### Records
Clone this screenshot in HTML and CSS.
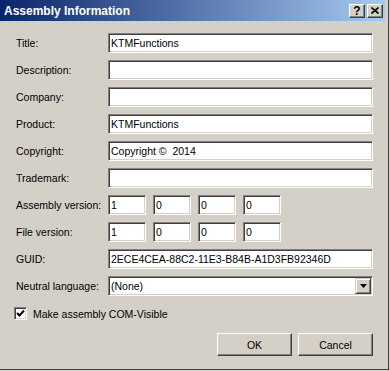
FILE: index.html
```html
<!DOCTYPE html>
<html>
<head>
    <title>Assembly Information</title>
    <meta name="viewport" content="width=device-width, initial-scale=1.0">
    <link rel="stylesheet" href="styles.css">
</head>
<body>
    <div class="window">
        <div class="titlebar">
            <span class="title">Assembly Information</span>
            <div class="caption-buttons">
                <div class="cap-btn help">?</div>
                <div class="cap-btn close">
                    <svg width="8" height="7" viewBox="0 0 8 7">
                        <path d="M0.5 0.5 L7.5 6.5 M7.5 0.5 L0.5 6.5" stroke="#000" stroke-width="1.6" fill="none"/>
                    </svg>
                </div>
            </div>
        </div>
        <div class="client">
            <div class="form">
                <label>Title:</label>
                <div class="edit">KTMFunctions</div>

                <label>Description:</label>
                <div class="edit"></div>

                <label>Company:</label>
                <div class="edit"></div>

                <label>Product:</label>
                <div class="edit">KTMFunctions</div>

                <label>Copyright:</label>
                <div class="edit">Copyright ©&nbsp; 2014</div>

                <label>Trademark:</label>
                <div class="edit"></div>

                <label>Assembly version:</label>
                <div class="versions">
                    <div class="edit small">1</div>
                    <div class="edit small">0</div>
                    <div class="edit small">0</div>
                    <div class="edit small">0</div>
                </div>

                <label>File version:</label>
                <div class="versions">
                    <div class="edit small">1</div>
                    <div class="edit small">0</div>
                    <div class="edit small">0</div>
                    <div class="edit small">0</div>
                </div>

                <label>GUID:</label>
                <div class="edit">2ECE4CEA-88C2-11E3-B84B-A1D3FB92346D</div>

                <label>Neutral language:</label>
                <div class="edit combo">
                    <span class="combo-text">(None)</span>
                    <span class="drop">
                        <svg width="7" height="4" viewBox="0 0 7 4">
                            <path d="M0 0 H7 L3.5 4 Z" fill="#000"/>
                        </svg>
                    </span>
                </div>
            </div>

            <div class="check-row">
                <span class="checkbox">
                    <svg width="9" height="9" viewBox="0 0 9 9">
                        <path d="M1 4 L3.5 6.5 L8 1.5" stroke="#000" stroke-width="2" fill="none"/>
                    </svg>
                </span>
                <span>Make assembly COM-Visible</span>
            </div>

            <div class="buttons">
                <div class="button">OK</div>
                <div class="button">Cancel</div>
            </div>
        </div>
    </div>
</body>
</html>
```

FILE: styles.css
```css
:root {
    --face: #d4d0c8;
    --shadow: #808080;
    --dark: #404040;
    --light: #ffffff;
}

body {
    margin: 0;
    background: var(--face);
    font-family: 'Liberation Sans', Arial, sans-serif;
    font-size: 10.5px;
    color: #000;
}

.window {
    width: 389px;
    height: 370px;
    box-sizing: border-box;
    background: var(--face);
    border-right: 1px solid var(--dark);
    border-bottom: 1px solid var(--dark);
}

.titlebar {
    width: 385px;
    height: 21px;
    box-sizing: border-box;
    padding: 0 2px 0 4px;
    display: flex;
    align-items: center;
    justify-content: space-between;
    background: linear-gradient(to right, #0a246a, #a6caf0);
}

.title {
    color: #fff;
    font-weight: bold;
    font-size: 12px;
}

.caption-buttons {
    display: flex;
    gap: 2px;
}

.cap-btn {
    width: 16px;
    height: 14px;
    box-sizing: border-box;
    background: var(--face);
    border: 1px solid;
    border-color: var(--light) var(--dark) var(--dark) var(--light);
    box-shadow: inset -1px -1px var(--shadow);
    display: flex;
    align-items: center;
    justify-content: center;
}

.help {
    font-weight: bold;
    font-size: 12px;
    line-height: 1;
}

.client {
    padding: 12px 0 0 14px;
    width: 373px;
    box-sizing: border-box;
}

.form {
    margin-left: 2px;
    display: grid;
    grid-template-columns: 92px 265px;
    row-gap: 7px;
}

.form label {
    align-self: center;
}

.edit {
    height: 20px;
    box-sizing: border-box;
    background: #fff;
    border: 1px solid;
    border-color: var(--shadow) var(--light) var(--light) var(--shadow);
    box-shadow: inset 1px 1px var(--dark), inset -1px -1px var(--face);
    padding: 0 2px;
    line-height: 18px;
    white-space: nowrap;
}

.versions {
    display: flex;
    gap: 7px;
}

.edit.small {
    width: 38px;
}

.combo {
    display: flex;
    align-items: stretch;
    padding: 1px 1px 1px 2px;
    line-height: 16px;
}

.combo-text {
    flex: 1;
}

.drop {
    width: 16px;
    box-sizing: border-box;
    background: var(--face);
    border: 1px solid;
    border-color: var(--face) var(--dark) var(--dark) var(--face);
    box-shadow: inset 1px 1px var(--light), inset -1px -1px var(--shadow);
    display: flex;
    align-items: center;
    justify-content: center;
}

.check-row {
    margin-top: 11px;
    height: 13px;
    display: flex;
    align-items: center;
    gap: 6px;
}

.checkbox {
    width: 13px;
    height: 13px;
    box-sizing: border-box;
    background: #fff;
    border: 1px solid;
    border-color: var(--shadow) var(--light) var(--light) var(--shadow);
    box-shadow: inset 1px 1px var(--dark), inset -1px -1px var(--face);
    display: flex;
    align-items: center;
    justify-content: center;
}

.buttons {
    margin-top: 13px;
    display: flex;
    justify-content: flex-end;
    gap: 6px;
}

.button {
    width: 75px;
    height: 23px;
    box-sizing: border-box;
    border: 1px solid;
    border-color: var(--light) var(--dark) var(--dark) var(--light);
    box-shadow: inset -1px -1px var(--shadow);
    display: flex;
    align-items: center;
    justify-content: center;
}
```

--

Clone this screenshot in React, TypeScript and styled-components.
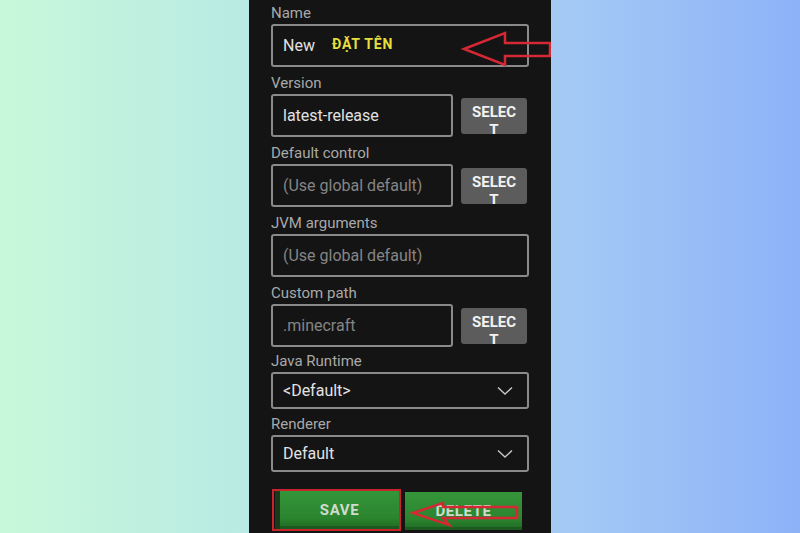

### Exercise requirements
Reply with the number of lines in the material above that contain "Clone", and nothing more.

### Answer for the task
2